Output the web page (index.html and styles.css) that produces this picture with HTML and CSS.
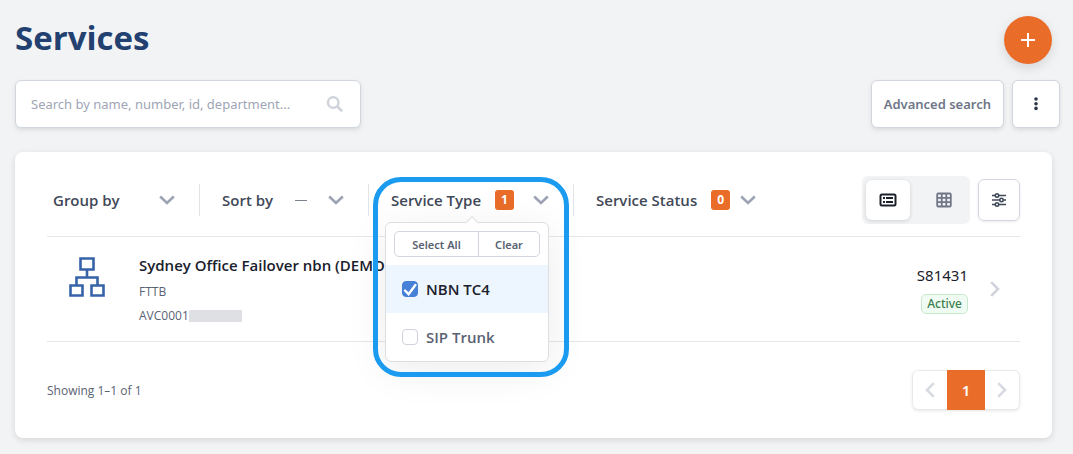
FILE: index.html
```html
<!DOCTYPE html>
<html lang="en">
<head>
<meta charset="utf-8">
<meta name="viewport" content="width=device-width, initial-scale=1">
<title>Services</title>
<link rel="stylesheet" href="styles.css">
</head>
<body>
<main class="page">
  <header class="page-header">
    <h1 class="page-title">Services</h1>
    <button class="add-button" type="button" aria-label="Add service">
      <svg width="16" height="16" viewBox="0 0 16 16"><path d="M8 1v14M1 8h14" stroke="currentColor" stroke-width="2" fill="none"/></svg>
    </button>
  </header>

  <div class="toolbar">
    <form class="search" role="search">
      <input class="search-input" type="text" aria-label="Search services" placeholder="Search by name, number, id, department...">
      <svg class="search-icon" width="18" height="18" viewBox="0 0 18 18"><circle cx="7.200" cy="7.500" r="5.300" fill="none" stroke="currentColor" stroke-width="2.400"/><path d="M11 11.300l5.200 4.900" stroke="currentColor" stroke-width="2.800"/></svg>
    </form>
    <div class="toolbar-actions">
      <button class="tool-button" type="button">Advanced search</button>
      <button class="tool-button tool-button-icon" type="button" aria-label="More actions">
        <svg width="16" height="16" viewBox="0 0 16 16" fill="currentColor"><circle cx="8" cy="3" r="1.800"/><circle cx="8" cy="7.700" r="1.800"/><circle cx="8" cy="12.400" r="1.800"/></svg>
      </button>
    </div>
  </div>

  <section class="card">
    <div class="filter-bar">
      <div class="filters">
        <div class="filter filter-group">
          <button class="filter-button" type="button">Group by
            <svg class="chevron" width="16" height="10" viewBox="0 0 16 10"><path d="M1.200 1.500L8 8l6.800-6.500"/></svg>
          </button>
        </div>
        <div class="filter filter-sort">
          <button class="filter-button" type="button">Sort by <span class="dash"></span>
            <svg class="chevron" width="16" height="10" viewBox="0 0 16 10"><path d="M1.200 1.500L8 8l6.800-6.500"/></svg>
          </button>
        </div>
        <div class="filter filter-type">
          <button class="filter-button" type="button" aria-expanded="true">Service Type <span class="count">1</span>
            <svg class="chevron" width="16" height="10" viewBox="0 0 16 10"><path d="M1.200 1.500L8 8l6.800-6.500"/></svg>
          </button>
          <div class="menu">
            <div class="menu-actions">
              <button class="menu-action menu-action-all" type="button">Select All</button>
              <button class="menu-action" type="button">Clear</button>
            </div>
            <label class="option option-selected"><input class="checkbox" type="checkbox" checked>NBN TC4</label>
            <label class="option"><input class="checkbox" type="checkbox">SIP Trunk</label>
          </div>
          <div class="highlight"></div>
        </div>
        <div class="filter filter-status">
          <button class="filter-button" type="button">Service Status <span class="count">0</span>
            <svg class="chevron" width="16" height="10" viewBox="0 0 16 10"><path d="M1.200 1.500L8 8l6.800-6.500"/></svg>
          </button>
        </div>
      </div>
      <div class="view-tools">
        <div class="view-switch">
          <button class="view-button view-button-active" type="button" aria-label="List view">
            <svg width="18" height="14" viewBox="0 0 18 14" fill="none" stroke="currentColor" stroke-width="2"><rect x="1.500" y="1.500" width="15" height="11" rx="1.500"/><path d="M4 5h2M7 5h7M4 9h2M7 9h7"/></svg>
          </button>
          <button class="view-button" type="button" aria-label="Grid view">
            <svg width="16" height="16" viewBox="0 0 16 16" fill="none" stroke="currentColor" stroke-width="1.800"><rect x="1.200" y="1.500" width="13.600" height="13" rx="1"/><path d="M5.700 1v14M10.300 1v14M1 5.800h14M1 10.200h14"/></svg>
          </button>
        </div>
        <button class="settings-button" type="button" aria-label="Display settings">
          <svg width="16" height="16" viewBox="0 0 16 16" fill="none" stroke="currentColor" stroke-width="1.600"><path d="M1 3.500h3.300M7.700 3.500H15M1 8h7.800M12.200 8H15M1 12.500h3.300M7.700 12.500H15"/><circle cx="6" cy="3.500" r="1.700"/><circle cx="10.500" cy="8" r="1.700"/><circle cx="6" cy="12.500" r="1.700"/></svg>
        </button>
      </div>
    </div>

    <article class="service">
      <svg class="service-icon" width="36" height="40" viewBox="0 0 36 40" fill="none" stroke="currentColor"><path d="M11.500 1.500h13v11h-13zM1.500 28.500h12v10h-12zM22.500 28.500h12v10h-12zM18 12.500v8M7.500 28v-7.500h21v7.500" stroke-width="2.600"/></svg>
      <div class="service-info">
        <h2 class="service-name">Sydney Office Failover nbn (DEMO)</h2>
        <p class="service-line">FTTB</p>
        <p class="service-line">AVC0001<span class="redacted"></span></p>
      </div>
      <div class="service-meta">
        <span class="service-id">S81431</span>
        <span class="status">Active</span>
      </div>
      <svg class="service-arrow" width="10" height="16" viewBox="0 0 10 16" fill="none" stroke="currentColor" stroke-width="2.600"><path d="M1.200 1.200L8 8l-6.800 6.800"/></svg>
    </article>

    <footer class="card-footer">
      <p class="summary">Showing 1–1 of 1</p>
      <nav class="pagination" aria-label="Pages">
        <button class="page-button" type="button" aria-label="Previous page"><svg width="10" height="16" viewBox="0 0 10 16" fill="none" stroke="currentColor" stroke-width="2.600"><path d="M8.800 1.200L2 8l6.800 6.800"/></svg></button>
        <button class="page-button page-button-current" type="button" aria-current="page">1</button>
        <button class="page-button" type="button" aria-label="Next page"><svg width="10" height="16" viewBox="0 0 10 16" fill="none" stroke="currentColor" stroke-width="2.600"><path d="M1.200 1.200L8 8l-6.800 6.800"/></svg></button>
      </nav>
    </footer>
  </section>
</main>
</body>
</html>
```

FILE: styles.css
```css
* { box-sizing: border-box; }

body {
  margin: 0;
  background: #f2f3f5;
  color: #1a202c;
  font-family: "Noto Sans", "Open Sans", sans-serif;
  font-size: 15px;
}

h1, h2, p { margin: 0; }

button, input { font: inherit; color: inherit; }

button {
  display: flex;
  align-items: center;
  justify-content: center;
  padding: 0;
  border: 0;
  background: none;
  cursor: pointer;
}

svg { flex: none; }

.page { padding: 16px 21px 16px 15px; }

.page-header {
  display: flex;
  align-items: center;
  justify-content: space-between;
  height: 48px;
}

.page-title {
  padding-bottom: 4px;
  color: #234170;
  font-family: "Open Sans", "Noto Sans", sans-serif;
  font-size: 33px;
  font-weight: 700;
  line-height: 44px;
}

.add-button {
  width: 48px;
  height: 48px;
  border-radius: 50%;
  background: #e96d29;
  color: #fff;
  box-shadow: 0 4px 12px rgba(0, 0, 0, 0.12);
}

.toolbar {
  display: flex;
  justify-content: space-between;
  margin: 16px -8px 24px 0;
}

.search {
  display: flex;
  align-items: center;
  width: 346px;
  height: 48px;
  padding: 0 16px 0 15px;
  border: 1px solid #d2d6de;
  border-radius: 6px;
  background: #fff;
  box-shadow: 0 2px 4px rgba(0, 0, 0, 0.1);
}

.search-input {
  flex: 1;
  min-width: 0;
  padding: 0;
  border: 0;
  outline: 0;
  background: none;
  font-size: 13px;
}

.search-input::placeholder { color: #a0a5b5; opacity: 1; }

.search-icon { color: #cfd3db; }

.toolbar-actions { display: flex; gap: 8px; }

.tool-button {
  height: 48px;
  padding: 0 12px;
  border: 1px solid #d2d6de;
  border-radius: 6px;
  background: #fff;
  box-shadow: 0 2px 4px rgba(0, 0, 0, 0.1);
  color: #6e7687;
  font-size: 13px;
  font-weight: 600;
}

.tool-button-icon { width: 48px; color: #2d3748; }

.card {
  padding: 0 32px 28px;
  border-radius: 8px;
  background: #fff;
  box-shadow: 0 2px 6px rgba(0, 0, 0, 0.12);
}

.filter-bar {
  display: flex;
  align-items: center;
  justify-content: space-between;
  padding: 24px 0 12px;
  border-bottom: 1px solid #e4e6e8;
}

.filters { display: flex; }

.filter {
  position: relative;
  height: 32px;
  padding: 0 24px 0 22px;
  border-right: 1px solid #e2e4e7;
}

.filter-group { width: 153px; padding-left: 6px; }
.filter-sort { width: 169px; }
.filter-type { width: 205px; }
.filter-status { width: 206px; border-right: 0; }

.filter-button {
  justify-content: flex-start;
  width: 100%;
  height: 32px;
  color: #414958;
  font-family: "Open Sans", "Noto Sans", sans-serif;
  font-size: 15px;
  font-weight: 600;
  white-space: nowrap;
}

.chevron {
  margin-left: auto;
  fill: none;
  stroke: #9da3b4;
  stroke-width: 2.6;
}

.dash {
  width: 12px;
  height: 1px;
  margin-left: 22px;
  background: #7c8290;
}

.count {
  width: 19px;
  margin-left: 14px;
  border-radius: 3px;
  background: #e96d29;
  color: #fff;
  font-size: 12px;
  font-weight: 700;
  line-height: 20px;
}

.menu {
  position: absolute;
  top: 38px;
  left: 16px;
  z-index: 2;
  width: 164px;
  padding-top: 8px;
  border: 1px solid #dcdee1;
  border-radius: 6px;
  background: #fff;
  box-shadow: 0 8px 40px rgba(0, 0, 0, 0.08);
}

.menu::before {
  content: "";
  position: absolute;
  top: -5px;
  left: 81px;
  width: 9px;
  height: 9px;
  border: solid #dcdee1;
  border-width: 1px 0 0 1px;
  background: #fff;
  transform: rotate(45deg);
}

.menu-actions {
  display: flex;
  margin: 0 8px 8px;
  border: 1px solid #d2d6de;
  border-radius: 5px;
}

.menu-action {
  flex: 1;
  height: 24px;
  color: #596273;
  font-size: 11px;
  font-weight: 600;
}

.menu-action-all { flex: none; width: 84px; border-right: 1px solid #d2d6de; }

.option {
  display: flex;
  align-items: center;
  gap: 8px;
  height: 48px;
  padding: 0 16px;
  color: #596273;
  font-family: "Open Sans", "Noto Sans", sans-serif;
  font-size: 15px;
  font-weight: 600;
}

.option-selected { background: #edf6fe; color: #1a202c; }

.checkbox {
  width: 16px;
  height: 16px;
  margin: 0;
  border: 1px solid #cfd2dc;
  border-radius: 4px;
  background: #fff;
  appearance: none;
}

.checkbox:checked {
  border-color: #4780d7;
  background: #4780d7 url("data:image/svg+xml,%3Csvg xmlns='http://www.w3.org/2000/svg' viewBox='0 0 16 16'%3E%3Cpath d='M3 9.500l3.600 3.700L13.400 4' fill='none' stroke='white' stroke-width='2.400' stroke-linecap='round'/%3E%3C/svg%3E") center / 16px 16px;
}

.highlight {
  position: absolute;
  top: -7px;
  left: 4px;
  z-index: 3;
  width: 196px;
  height: 200px;
  border: 5px solid #1a9bf0;
  border-radius: 28px;
  pointer-events: none;
}

.view-tools { display: flex; align-items: center; gap: 8px; }

.view-switch {
  display: flex;
  gap: 12px;
  padding: 4px;
  border-radius: 6px;
  background: #f2f3f5;
}

.view-button { width: 44px; height: 40px; border-radius: 6px; color: #6e7687; }

.view-button-active {
  background: #fff;
  color: #1a202c;
  box-shadow: 0 1px 4px rgba(0, 0, 0, 0.14);
}

.settings-button {
  width: 42px;
  height: 42px;
  border: 1px solid #d2d6de;
  border-radius: 6px;
  box-shadow: 0 1px 3px rgba(0, 0, 0, 0.08);
  color: #414958;
}

.service {
  display: flex;
  align-items: center;
  height: 105px;
  padding: 0 20px 0 22px;
  border-bottom: 1px solid #e4e6e8;
}

.service-icon { align-self: flex-start; margin-top: 20px; color: #3663a8; }

.service-info { flex: 1; margin-left: 34px; padding-top: 2px; }

.service-name {
  margin-bottom: 2px;
  font-family: "Open Sans", "Noto Sans", sans-serif;
  font-size: 15px;
  font-weight: 600;
  line-height: 26px;
}

.service-line {
  color: #596273;
  font-family: "Open Sans", "Noto Sans", sans-serif;
  font-size: 12px;
  line-height: 24px;
}

.redacted {
  display: inline-block;
  width: 53px;
  height: 12px;
  background: #dfe0e3;
  vertical-align: -2px;
}

.service-meta {
  display: flex;
  flex-direction: column;
  align-items: flex-end;
  gap: 8px;
  margin-right: 22px;
}

.service-id { font-size: 15px; line-height: 22px; }

.status {
  padding: 0 5px;
  border: 1px solid #c8ebcd;
  border-radius: 5px;
  background: #f0fcf3;
  color: #3b8051;
  font-size: 12px;
  font-weight: 500;
  line-height: 18px;
}

.service-arrow { color: #d0d3dc; }

.card-footer {
  display: flex;
  align-items: center;
  justify-content: space-between;
  padding-top: 28px;
}

.summary {
  color: #596273;
  font-family: "Open Sans", "Noto Sans", sans-serif;
  font-size: 12px;
}

.pagination {
  display: flex;
  border-radius: 6px;
  box-shadow: 0 1px 3px rgba(0, 0, 0, 0.1);
}

.page-button {
  width: 35px;
  height: 40px;
  border: 1px solid #e9eaed;
  border-width: 1px 0 1px 1px;
  border-radius: 6px 0 0 6px;
  color: #d8dae1;
}

.page-button:last-child { border-width: 1px 1px 1px 0; border-radius: 0 6px 6px 0; }

.page-button-current {
  width: 38px;
  border: 0;
  border-radius: 0;
  background: #e96d29;
  color: #fff;
  font-size: 15px;
  font-weight: 600;
}
```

:::

== Instructions to follow ==
Identify the lines of the data that contain the word "index". Copy each of them.

== Reply to the exercise ==
Output the web page (index.html and styles.css) that produces this picture with HTML and CSS.
FILE: index.html
  z-index: 2;
  z-index: 3;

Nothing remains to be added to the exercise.